Fair Housing drift. HUD has emphasized that tenant screening practices, including those driven by third-party screening tools and automated recommendations, can create discriminatory effects when criteria are overbroad or not well-justified. The operational takeaway is that every “red flag” trigger should be written as an objective document inconsistency, not a person-based judgment.

Consumer report compliance. When a consumer report influences denial, higher deposit requirements, or the need for a co-signer, the FCRA adverse action notice is part of the decision process, not an optional courtesy. The CFPB describes required elements such as identifying the reporting company and disclosing the applicant’s right to a free copy within 60 days and the right to dispute inaccuracies.

Over-collection of sensitive data. Collecting more documents than necessary increases breach risk without improving decision quality. A narrower, corroboration-based policy can be both stronger and safer.

Inconsistent exceptions. “Normally this would be required, but…” becomes indefensible fast. Exceptions should be defined as alternate document combinations, not case-by-case discretion.


Time And Cost Drivers That Change The Process

Manual verification time. Live employer verification can be fast or it can be days. The policy needs a fallback that does not collapse into guesswork when HR is slow.

Third-party verification services. Outsourcing employment verification can still fall under consumer report rules depending on the provider and the information used. The FTC’s landlord guidance treats certain reference-checking services as consumer reports that trigger adverse action obligations when they influence a denial.

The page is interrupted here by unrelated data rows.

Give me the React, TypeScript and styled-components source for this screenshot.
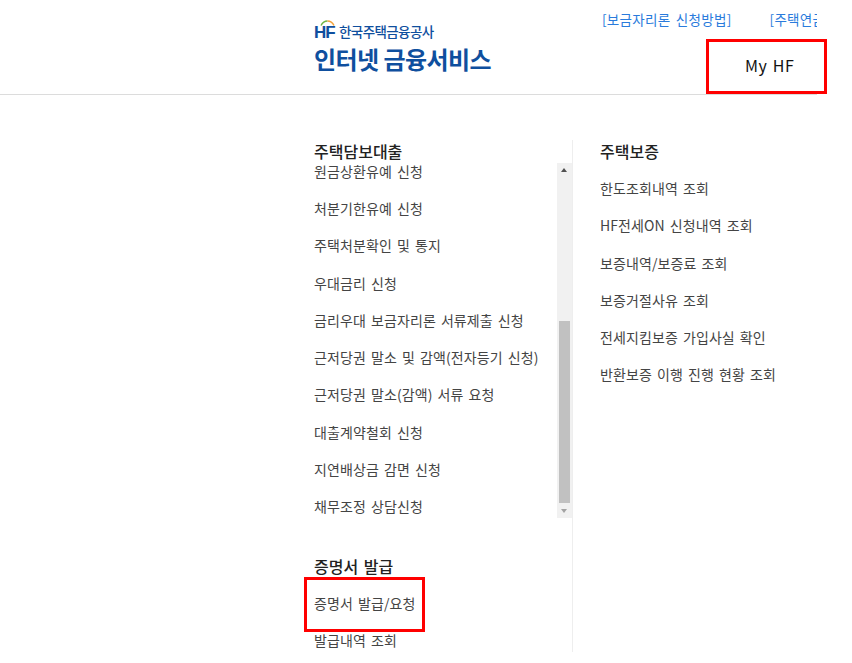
import styled, { createGlobalStyle } from 'styled-components';

const FONT = '"Noto Sans CJK KR", "Noto Sans", sans-serif';

const loanItems = [
  '원금상환유예 신청',
  '처분기한유예 신청',
  '주택처분확인 및 통지',
  '우대금리 신청',
  '금리우대 보금자리론 서류제출 신청',
  '근저당권 말소 및 감액(전자등기 신청)',
  '근저당권 말소(감액) 서류 요청',
  '대출계약철회 신청',
  '지연배상금 감면 신청',
  '채무조정 상담신청',
];

const guaranteeItems = [
  '한도조회내역 조회',
  'HF전세ON 신청내역 조회',
  '보증내역/보증료 조회',
  '보증거절사유 조회',
  '전세지킴보증 가입사실 확인',
  '반환보증 이행 진행 현황 조회',
];

function HfMark() {
  return (
    <MarkArc width="15" height="6" viewBox="0 0 15 6" aria-hidden="true">
      <path d="M1 5.5C2.5 2.5 5 1 7.5 1" stroke="#6fb544" strokeWidth="1.5" fill="none" />
      <path d="M7.5 1c2.5 0 5 1.5 6.5 4.5" stroke="#f2a23a" strokeWidth="1.5" fill="none" />
    </MarkArc>
  );
}

export default function App() {
  return (
    <Page>
      <GlobalStyle />
      <Header>
        <Logo>
          <LogoTop>
            <LogoMark>
              <HfMark />
              HF
            </LogoMark>
            <LogoOrg>한국주택금융공사</LogoOrg>
          </LogoTop>
          <LogoTitle>인터넷 금융서비스</LogoTitle>
        </Logo>
        <HeaderRight>
          <TopLinks>
            <TopLink>[보금자리론 신청방법]</TopLink>
            <TopLink>[주택연금 신청방법]</TopLink>
          </TopLinks>
          <MyHf>My HF</MyHf>
        </HeaderRight>
      </Header>
      <RedBox $variant="myhf" />
      <Menu>
        <LeftColumn>
          <SectionTitle>주택담보대출</SectionTitle>
          <ScrollArea>
            <ScrollList>
              {loanItems.map((item) => (
                <MenuItem key={item}>{item}</MenuItem>
              ))}
            </ScrollList>
            <ScrollBar>
              <ScrollArrow $dir="up" />
              <ScrollTrack>
                <ScrollThumb />
              </ScrollTrack>
              <ScrollArrow $dir="down" />
            </ScrollBar>
          </ScrollArea>
          <SecondTitle>증명서 발급</SecondTitle>
          <ItemGroup>
            <MenuItem>증명서 발급/요청</MenuItem>
            <MenuItem>발급내역 조회</MenuItem>
          </ItemGroup>
          <RedBox $variant="cert" />
        </LeftColumn>
        <RightColumn>
          <SectionTitle>주택보증</SectionTitle>
          <ItemGroup>
            {guaranteeItems.map((item) => (
              <MenuItem key={item}>{item}</MenuItem>
            ))}
          </ItemGroup>
        </RightColumn>
      </Menu>
    </Page>
  );
}

const GlobalStyle = createGlobalStyle`
  html, body {
    margin: 0;
    padding: 0;
    background: #fff;
    overflow: hidden;
  }
  body {
    font-family: ${FONT};
  }
`;

const Page = styled.div`
  position: relative;
  width: 852px;
  height: 663px;
  background: #fff;
  overflow: hidden;
`;

const Header = styled.header`
  display: flex;
  width: 817px;
  height: 95px;
  box-sizing: border-box;
  padding-left: 314px;
  border-bottom: 1px solid #dcdcdc;
  overflow: hidden;
`;

const Logo = styled.div`
  display: flex;
  flex-direction: column;
  width: 288px;
  flex: none;
  padding-top: 22px;
  box-sizing: border-box;
  color: #0f4f9e;
`;

const LogoTop = styled.div`
  display: flex;
  align-items: flex-end;
  height: 19px;
  gap: 4px;
`;

const LogoMark = styled.span`
  position: relative;
  width: 21px;
  font-family: 'Liberation Sans', sans-serif;
  font-weight: 700;
  font-size: 17px;
  line-height: 17px;
  letter-spacing: -1px;
`;

const MarkArc = styled.svg`
  position: absolute;
  left: 6px;
  top: -4px;
`;

const LogoOrg = styled.span`
  font-size: 13.5px;
  line-height: 19px;
  font-weight: 500;
  letter-spacing: -0.6px;
`;

const LogoTitle = styled.div`
  font-size: 24px;
  line-height: 36px;
  font-weight: 700;
  letter-spacing: -0.55px;
  white-space: nowrap;
`;

const HeaderRight = styled.div`
  display: flex;
  flex-direction: column;
  flex: none;
  width: 250px;
`;

const TopLinks = styled.div`
  display: flex;
  gap: 38px;
  padding-top: 9px;
  white-space: nowrap;
`;

const TopLink = styled.a`
  font-size: 13.5px;
  line-height: 20px;
  color: #2a7bdc;
  letter-spacing: 0.3px;
  word-spacing: 2px;
`;

const MyHf = styled.div`
  margin: 26px 0 0 143px;
  font-size: 16px;
  line-height: 20px;
  font-weight: 400;
  color: #111;
  letter-spacing: 0.6px;
  word-spacing: 1px;
  white-space: nowrap;
`;

const RedBox = styled.div<{ $variant: 'myhf' | 'cert' }>`
  position: absolute;
  box-sizing: border-box;
  border: 3px solid #ff0000;
  pointer-events: none;
  ${({ $variant }) =>
    $variant === 'myhf'
      ? 'left: 706px; top: 39px; width: 121px; height: 55px;'
      : 'left: -10px; top: 437px; width: 121px; height: 55px;'}
`;

const Menu = styled.div`
  display: flex;
  width: 817px;
  height: 557px;
  box-sizing: border-box;
  padding: 45px 0 0 314px;
`;

const LeftColumn = styled.div`
  position: relative;
  flex: none;
  width: 259px;
  height: 512px;
  box-sizing: border-box;
  border-right: 1px solid #eeeeee;
`;

const RightColumn = styled.div`
  flex: none;
  padding-left: 27px;
  white-space: nowrap;
`;

const SectionTitle = styled.h3`
  margin: 0;
  height: 23px;
  font-size: 16px;
  line-height: 23px;
  font-weight: 500;
  color: #222;
  word-spacing: 2px;
`;

const SecondTitle = styled(SectionTitle)`
  margin-top: 37px;
`;

const ScrollArea = styled.div`
  display: flex;
  height: 355px;
`;

const ScrollList = styled.ul`
  flex: 1;
  margin: 0;
  padding: 0;
  list-style: none;
  overflow: hidden;
  & > :first-child {
    margin-top: -10.3px;
  }
`;

const ItemGroup = styled.ul`
  margin: 0;
  padding: 7px 0 0;
  list-style: none;
`;

const MenuItem = styled.li`
  display: block;
  height: 37.3px;
  font-size: 14px;
  line-height: 37px;
  color: #444;
  letter-spacing: 0.1px;
  word-spacing: 1.8px;
  white-space: nowrap;
`;

const ScrollBar = styled.div`
  display: flex;
  flex-direction: column;
  flex: none;
  width: 15px;
  background: #f1f1f1;
`;

const ScrollArrow = styled.span<{ $dir: 'up' | 'down' }>`
  flex: none;
  width: 0;
  height: 0;
  margin: ${({ $dir }) => ($dir === 'up' ? '5px 4px 6px' : '6px 4px 5px')};
  border-left: 3.5px solid transparent;
  border-right: 3.5px solid transparent;
  ${({ $dir }) =>
    $dir === 'up' ? 'border-bottom: 4px solid #505050;' : 'border-top: 4px solid #a3a3a3;'}
`;

const ScrollTrack = styled.div`
  flex: 1;
  padding: 143px 2px 0;
`;

const ScrollThumb = styled.div`
  height: 182px;
  background: #c1c1c1;
`;
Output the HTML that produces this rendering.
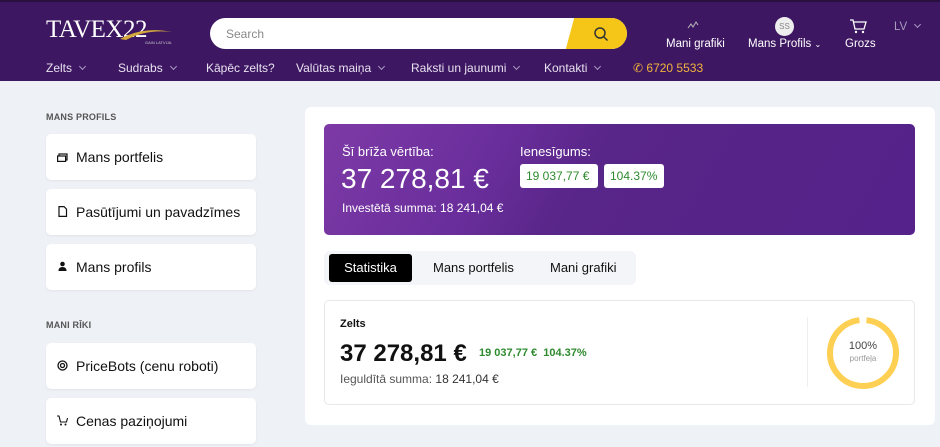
<!DOCTYPE html>
<html><head><meta charset="utf-8"><style>
*{box-sizing:border-box;margin:0;padding:0}
body{width:940px;height:447px;overflow:hidden;background:#eef1f6;font-family:"Liberation Sans",sans-serif;position:relative;color:#111}
.hdr{position:absolute;left:0;top:0;width:940px;height:81px;background:#3e1762;border-top:2px solid #2a1040}
.abs{position:absolute}
.w{color:#fff}
.nav{position:absolute;top:59px;font-size:12px;color:#e8e2f0}
.chev{display:inline-block;width:5px;height:5px;border-right:1px solid #a99cc0;border-bottom:1px solid #a99cc0;transform:rotate(45deg);margin-left:8px;vertical-align:3px}
.card{position:absolute;left:46px;width:210px;height:46px;background:#fff;border-radius:5px;box-shadow:0 1px 2px rgba(0,0,0,.06);font-size:14px;line-height:46px;padding-left:30px;color:#111}
.ic{position:absolute;left:11px;top:17px;width:11px;height:11px}
.lbl{position:absolute;left:46px;font-size:9px;font-weight:bold;color:#555;letter-spacing:.2px}
.tag{position:absolute;top:164px;height:24px;background:#fff;border-radius:3px;color:#2e8b2e;font-size:12px;line-height:24px;padding:0 6px}
</style></head><body>
<div class="hdr">
 <div class="abs w" style="left:46px;top:14px;font-family:'Liberation Serif',serif;font-size:25px;letter-spacing:-.5px">TAVEX22</div>
 <svg class="abs" style="left:118px;top:24px" width="56" height="16"><path d="M2 13 Q25 0 54 6 Q28 3 8 14Z" fill="#d3a93c"/></svg>
 <div class="abs" style="left:145px;top:38px;font-size:4px;color:#ccc">GAIN LATVIJA</div>
 <div class="abs" style="left:210px;top:16px;width:417px;height:31px;background:#fff;border-radius:16px;overflow:hidden">
  <div class="abs" style="left:16px;top:9px;font-size:12px;color:#888">Search</div>
  <div class="abs" style="left:360px;top:0;width:70px;height:31px;background:#f5c518;transform:skewX(-15deg)"></div>
  <svg class="abs" style="left:383px;top:8px" width="16" height="16"><circle cx="7" cy="7" r="5" fill="none" stroke="#333" stroke-width="1.5"/><path d="M11 11l3.5 3.5" stroke="#333" stroke-width="1.5"/></svg>
 </div>
 <svg class="abs" style="left:687px;top:19px" width="12" height="8"><path d="M1 7l3-4 2 3 3-5 2 3" fill="none" stroke="#bbb" stroke-width="1"/></svg>
 <div class="abs w" style="left:666px;top:36px;font-size:11.5px">Mani grafiki</div>
 <div class="abs" style="left:775px;top:15px;width:19px;height:19px;border-radius:50%;background:#eee;color:#888;font-size:8px;text-align:center;line-height:19px">SS</div>
 <div class="abs w" style="left:748px;top:36px;font-size:11.5px">Mans Profils <span style="font-size:8px">⌄</span></div>
 <svg class="abs" style="left:849px;top:16px" width="18" height="16"><path d="M1 2h3l2 9h9l2-7H5" fill="none" stroke="#fff" stroke-width="1.3"/><circle cx="7" cy="14" r="1.2" fill="#fff"/><circle cx="14" cy="14" r="1.2" fill="#fff"/></svg>
 <div class="abs w" style="left:845px;top:36px;font-size:11.5px">Grozs</div>
 <div class="abs" style="left:894px;top:19px;font-size:11.5px;color:#a99cc0">LV<span class="chev"></span></div>
 <div class="nav" style="left:46px">Zelts<span class="chev"></span></div>
 <div class="nav" style="left:118px">Sudrabs<span class="chev"></span></div>
 <div class="nav" style="left:206px">Kāpēc zelts?</div>
 <div class="nav" style="left:296px">Valūtas maiņa<span class="chev"></span></div>
 <div class="nav" style="left:411px">Raksti un jaunumi<span class="chev"></span></div>
 <div class="nav" style="left:544px">Kontakti<span class="chev"></span></div>
 <div class="nav" style="left:633px;color:#f0b43c">✆ 6720 5533</div>
</div>

<div class="lbl" style="top:112px">MANS PROFILS</div>
<div class="card" style="top:134px"><svg class="ic" viewBox="0 0 11 11"><rect x="2" y="3" width="8" height="6" fill="none" stroke="#111" stroke-width="1.2"/><rect x="0.6" y="5" width="8" height="5.4" fill="#fff" stroke="#111" stroke-width="1.2"/></svg>Mans portfelis</div>
<div class="card" style="top:189px"><svg class="ic" viewBox="0 0 11 11"><path d="M2 .6h5l2.5 2.5v7.3H2z" fill="none" stroke="#111" stroke-width="1.2"/></svg>Pasūtījumi un pavadzīmes</div>
<div class="card" style="top:244px"><svg class="ic" viewBox="0 0 11 11"><circle cx="5.5" cy="3" r="2.3" fill="#111"/><path d="M1.5 10q0-4 4-4t4 4z" fill="#111"/></svg>Mans profils</div>
<div class="lbl" style="top:320px">MANI RĪKI</div>
<div class="card" style="top:343px"><svg class="ic" viewBox="0 0 11 11"><circle cx="5.5" cy="5.5" r="4.5" fill="none" stroke="#111" stroke-width="1.3"/><circle cx="5.5" cy="5.5" r="2" fill="none" stroke="#111" stroke-width="1.3"/></svg>PriceBots (cenu roboti)</div>
<div class="card" style="top:398px"><svg class="ic" viewBox="0 0 11 11"><path d="M0 1h2l1.5 6h6l1-4" fill="none" stroke="#111" stroke-width="1.1"/><circle cx="4" cy="9.5" r="1" fill="#111"/><circle cx="8.5" cy="9.5" r="1" fill="#111"/></svg>Cenas paziņojumi</div>

<div class="abs" style="left:305px;top:107px;width:630px;height:318px;background:#fff;border-radius:6px"></div>
<div class="abs" style="left:324px;top:124px;width:591px;height:111px;border-radius:5px;background:linear-gradient(120deg,#7d3aa6 0%,#6a2e9c 28%,#582588 45%,#54228a 100%)"></div>
<div class="abs w" style="left:342px;top:144px;font-size:13px">Šī brīža vērtība:</div>
<div class="abs w" style="left:341px;top:163px;font-size:28px">37 278,81 €</div>
<div class="abs w" style="left:342px;top:201px;font-size:12px">Investētā summa: 18 241,04 €</div>
<div class="abs w" style="left:520px;top:144px;font-size:13px">Ienesīgums:</div>
<div class="tag" style="left:520px;width:78px">19 037,77 €</div>
<div class="tag" style="left:604px;width:60px">104.37%</div>

<div class="abs" style="left:324px;top:251px;width:312px;height:34px;background:#f4f5f8;border-radius:6px"></div>
<div class="abs" style="left:329px;top:254px;width:83px;height:28px;background:#000;border-radius:3px;color:#fff;font-size:13px;text-align:center;line-height:28px">Statistika</div>
<div class="abs" style="left:433px;top:260px;font-size:13px">Mans portfelis</div>
<div class="abs" style="left:550px;top:260px;font-size:13px">Mani grafiki</div>

<div class="abs" style="left:324px;top:300px;width:591px;height:105px;border:1px solid #e8e8ec;border-radius:5px"></div>
<div class="abs" style="left:340px;top:318px;font-size:11px;font-weight:bold">Zelts</div>
<div class="abs" style="left:340px;top:340px;font-size:24px;font-weight:bold">37 278,81 €</div>
<div class="abs" style="left:479px;top:347px;font-size:11px;color:#2e8b2e;font-weight:bold">19 037,77 €&nbsp;&nbsp;104.37%</div>
<div class="abs" style="left:340px;top:372px;font-size:12px;color:#555">Ieguldītā summa: <b style="color:#333;font-weight:normal">18 241,04 €</b></div>
<div class="abs" style="left:807px;top:317px;width:1px;height:70px;background:#eee"></div>
<svg class="abs" style="left:826px;top:316px" width="74" height="74"><circle cx="37" cy="37" r="33" fill="none" stroke="#fdd053" stroke-width="6" stroke-dasharray="200 8" transform="rotate(-84 37 37)"/></svg>
<div class="abs" style="left:826px;top:340px;width:74px;text-align:center;font-size:11px;color:#444">100%</div>
<div class="abs" style="left:826px;top:354px;width:74px;text-align:center;font-size:8px;color:#999">portfeļa</div>
</body></html>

Fraud escalation. The cost is usually not the screening fee. The cost is the eviction timeline, turn costs, and the opportunity cost of a unit tied up in nonpayment. Those costs are similar across Richmond City and the counties, even when rent levels differ.


Common Mistakes That Create Disputes

Mistaking neatness for truth. Clean PDFs are easy. Corroboration is harder to fake.

Treating “extra scrutiny” as a vibe. If the trigger cannot be written as a factual inconsistency, it should not exist.

Relying on screenshots. Screenshots of payroll apps or bank balances are easy to manipulate. Deposit history and bank statements are still forgeable, but cross-checking patterns catches more fraud than a screenshot ever will.

Skipping adverse action compliance. A decision can be substantively correct and still create liability if the required notice was not provided when a consumer report influenced the outcome.

Letting urgency set the standard. A fast move-in request is not proof of ability to pay.


Simple Decision Path

The decision path below is designed to be consistent across property types, including HOA-managed townhomes, older housing stock with higher utility variability, and single-family homes where maintenance costs make nonpayment risk more consequential.

First, define the income rule in writing as a fixed ratio or fixed threshold that does not change by person or by persuasion.

Second, define the proof rule as corroboration, using acceptable document combinations rather than a single required document.

Third, apply objective triggers for deeper verification based on document inconsistencies and deposit mismatches.

Fourth, document the specific reason a file did or did not meet the proof rule, using short, factual notes.

Fifth, when a consumer report influenced an unfavorable decision or a conditional approval, issue the required adverse action notice with the required disclosures.


FAQ

Are pay stubs enough to verify income for a rental application?

A pay stub is evidence of a claim, not proof. A defensible verification standard usually requires corroboration through deposit history and an independent employment verification.

What is the most reliable way to catch fake pay stubs?

Mismatch is the most reliable signal: the pay stub cadence and net pay should align with the deposit trail, and the employer details should map to a real, reachable entity.

Should a landlord call the employer directly?

Employer verification can be part of a strong file, but it should stay narrow and consistent. Confirming active employment, start date, and pay frequency often provides more value than open-ended questioning.

Can a landlord ask for bank statements in Virginia?

Virginia law does not generally prohibit requesting bank documentation as part of screening, but the operational risk is inconsistency and over-collection. A written policy that uses bank documentation as a corroboration tool, applied uniformly, reduces Fair Housing and privacy exposure.

When is an adverse action notice required in tenant screening?

If a consumer report influences an unfavorable decision or less favorable terms, the FCRA requires an adverse action notice. That can include denial, higher deposit, or requiring a co-signer when a credit report, background report, or certain reference-checking reports influenced the outcome.

What must an adverse action notice include?

The CFPB describes required elements such as identifying the screening company and disclosing the applicant’s right to a free copy of the report within 60 days and the right to dispute inaccurate information.

What is the maximum application fee in Virginia?

Virginia law caps the application fee at $50, plus actual out-of-pocket third-party screening costs, with a lower cap for HUD-regulated units.

How does HUD’s tenant screening guidance affect small housing providers?

HUD’s guidance emphasizes that screening policies and tools can create discriminatory effects when criteria are overbroad, opaque, or not tied to legitimate housing interests, including when third-party screening tools or automated systems are involved.


Conclusion

Fake pay stubs are a process problem, not a personality problem. A file becomes defensible when the policy defines proof as corroboration and applies the same document rules regardless of property, county, or applicant narrative.

In the Richmond metro area, the most reliable protection is consistency: fixed criteria, written triggers for deeper verification, and documentation that can be understood months later without relying on memory. When consumer reports influence decisions, adverse action compliance is part of doing the job correctly, not a separate administrative step.

Next Step

A screening standard is only as strong as its repeatability. Screening decision tradeoffs tend to become simpler when the proof rule is defined as corroboration rather than document volume. Verification recordkeeping standards reduce disputes because the file shows what was relied on, what was inconsistent, and why the application did or did not meet the same rules used for every other applicant.